S'inspirant librement d’un fait divers qui a secoué la Belgique il y a quelques années, Stephan Streker livre un thriller haletant qui nous plonge dans les tréfonds de l’âme humaine, avec un exceptionnel Jérémie Renier
Un célèbre homme politique est accusé d’avoir tué son épouse retrouvée morte, une nuit, dans leur chambre d’hôtel. Est-il coupable ou innocent ? Personne ne le sait. Et peut-être que lui non plus…
La réussite du film de Stephan Streker est de contourner le piège d’une (vaine) adaptation factuelle avec ce que cela induit automatiquement de redondant, en préférant transcender le fait divers et voir comment, avec les moyens du cinéma, il est possible de raconter quelque chose d’autre en ne gardant que le substrat de cette affaire complexe. Cela aboutit à une réflexion plus large et universelle sur un être humain à la dérive, où notre place de spectateur est évidemment centrale (le cinéaste nous invite à nous questionner en permanence). L’histoire se passe dans cette ville d’Ostende, digne d’un grand décor de cinéma, dont ressort toute l’atmosphère poétique, particulièrement la nuit.

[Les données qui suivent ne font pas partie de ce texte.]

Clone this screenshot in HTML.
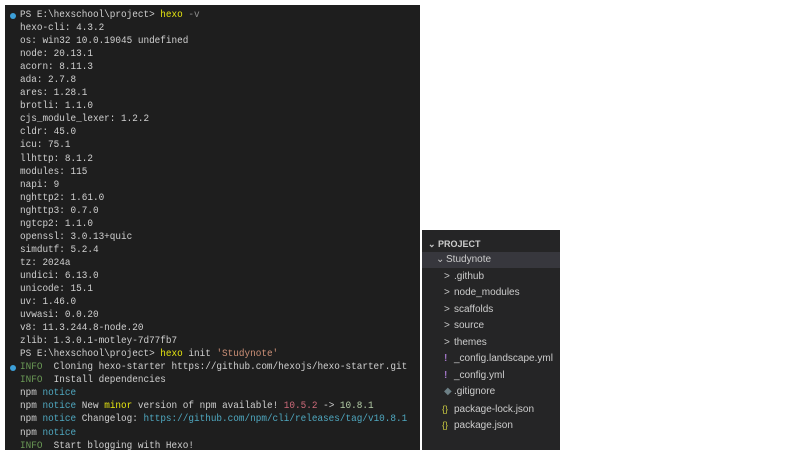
<!DOCTYPE html>
<html><head><style>
body{margin:0;width:800px;height:450px;background:#fff;position:relative;overflow:hidden;font-family:"Liberation Mono",monospace}
#term{position:absolute;left:5px;top:5px;width:415px;height:445px;background:#1e1e1e;overflow:hidden}
#term pre{margin:0;position:absolute;left:15px;top:4px;font-family:"Liberation Mono",monospace;font-size:10.4px;line-height:13.05px;color:#d0d0d0;transform:scaleX(0.9);transform-origin:0 0}
.y{color:#e5e510}.g{color:#6a9955}.c{color:#4fa8c0}.s{color:#ce9178}.r{color:#cd6a7a}.gr{color:#8f8f8f}.gn{color:#b5cea8}
.dot{position:absolute;width:6px;height:6px;border-radius:50%;background:#3c9fd8;left:5px}
#ex{position:absolute;left:422px;top:230px;width:138px;height:220px;background:#252526;font-family:"Liberation Sans",sans-serif;font-size:10px;color:#cccccc}
.row{position:absolute;left:0;width:138px;height:16px;line-height:16px;white-space:nowrap}
.ch{display:inline-block;width:10px;color:#c5c5c5}
</style></head><body>
<div id="term">
<div class="dot" style="top:8px"></div>
<div class="dot" style="top:360px"></div>
<pre>PS E:\hexschool\project&gt; <span class="y">hexo</span> <span class="gr">-v</span>
hexo-cli: 4.3.2
os: win32 10.0.19045 undefined
node: 20.13.1
acorn: 8.11.3
ada: 2.7.8
ares: 1.28.1
brotli: 1.1.0
cjs_module_lexer: 1.2.2
cldr: 45.0
icu: 75.1
llhttp: 8.1.2
modules: 115
napi: 9
nghttp2: 1.61.0
nghttp3: 0.7.0
ngtcp2: 1.1.0
openssl: 3.0.13+quic
simdutf: 5.2.4
tz: 2024a
undici: 6.13.0
unicode: 15.1
uv: 1.46.0
uvwasi: 0.0.20
v8: 11.3.244.8-node.20
zlib: 1.3.0.1-motley-7d77fb7
PS E:\hexschool\project&gt; <span class="y">hexo</span> init <span class="s">'Studynote'</span>
<span class="g">INFO</span>  Cloning hexo-starter https://github.com/hexojs/hexo-starter.git
<span class="g">INFO</span>  Install dependencies
npm <span class="c">notice</span>
npm <span class="c">notice</span> New <span class="y">minor</span> version of npm available! <span class="r">10.5.2</span> -&gt; <span class="gn">10.8.1</span>
npm <span class="c">notice</span> Changelog: <span class="c">https://github.com/npm/cli/releases/tag/v10.8.1</span>
npm <span class="c">notice</span>
<span class="g">INFO</span>  Start blogging with Hexo!</pre>
</div>
<div id="ex">
<div class="row" style="top:6px;font-weight:bold;font-size:9px;left:6px"><span class="ch">&#8964;</span>PROJECT</div>
<div class="row" style="top:22px;background:#37373d;padding-left:14px;width:124px;height:16px"><span class="ch">&#8964;</span>Studynote</div>
<div class="row" style="top:39px;padding-left:22px"><span class="ch">&gt;</span>.github</div>
<div class="row" style="top:55px;padding-left:22px"><span class="ch">&gt;</span>node_modules</div>
<div class="row" style="top:72px;padding-left:22px"><span class="ch">&gt;</span>scaffolds</div>
<div class="row" style="top:88px;padding-left:22px"><span class="ch">&gt;</span>source</div>
<div class="row" style="top:105px;padding-left:22px"><span class="ch">&gt;</span>themes</div>
<div class="row" style="top:121px;padding-left:22px"><span class="ch" style="color:#a074c4;font-weight:bold">!</span>_config.landscape.yml</div>
<div class="row" style="top:138px;padding-left:22px"><span class="ch" style="color:#a074c4;font-weight:bold">!</span>_config.yml</div>
<div class="row" style="top:154px;padding-left:22px"><span class="ch" style="color:#6d8086">&#9670;</span>.gitignore</div>
<div class="row" style="top:171px;padding-left:20px"><span class="ch" style="color:#cbcb41;font-size:9px;width:12px">{}</span>package-lock.json</div>
<div class="row" style="top:187px;padding-left:20px"><span class="ch" style="color:#cbcb41;font-size:9px;width:12px">{}</span>package.json</div>
</div>
</body></html>
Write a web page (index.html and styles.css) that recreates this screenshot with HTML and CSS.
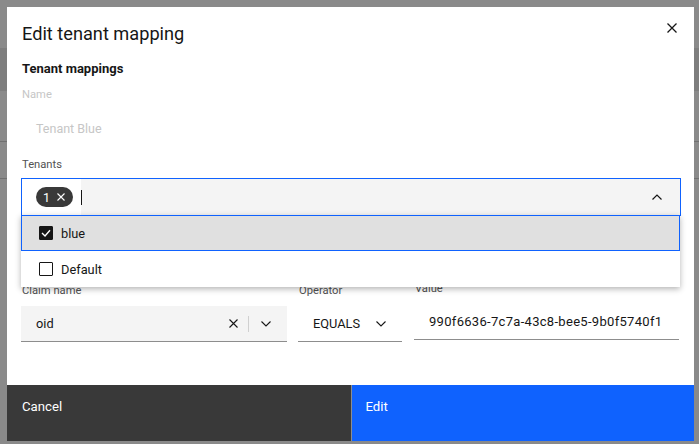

Une ville-horizon où tout échoue, d'où tout repart, où le mystère se faufile en rue, dans les discothèques, sur la digue et la plage jusqu’à disparaître.
Stephan Streker sonde l’homme derrière le masque, dans toute sa nudité, un homme aux portes de la folie qui n’a plus que son ombre pour l’accompagner. Le film opère un mouvement qui nous conduit directement dans l’intimité de cet être coupé du monde, et le geste cinématographique, très adroit, a presque quelque chose d’expérimental : tout épurer pour aller à l’essentiel. La chute du personnage est racontée sans recourir à l’arsenal psychologique cher à de nombreux biopics dramatiques, et on y croit d’autant plus que Jérémie Renier livre une performance exceptionnelle de justesse, assez hallucinée. C’est cela qui fait que l’on accepte d’être à ses côtés sans malaise, de la première à la dernière minute. Le réalisateur s’attache aux gestes, aux mouvements de son personnage qui traverse tous les décors à la dérive, le regard ailleurs… On est tout simplement emporté dans un tourbillon d’émotions contradictoires, comme dans ces films noirs américains où des personnages finissent par être pris dans les rouages d’une sombre histoire qui les dépasse et qu’ils ne semblent pouvoir accepter que par fatalité.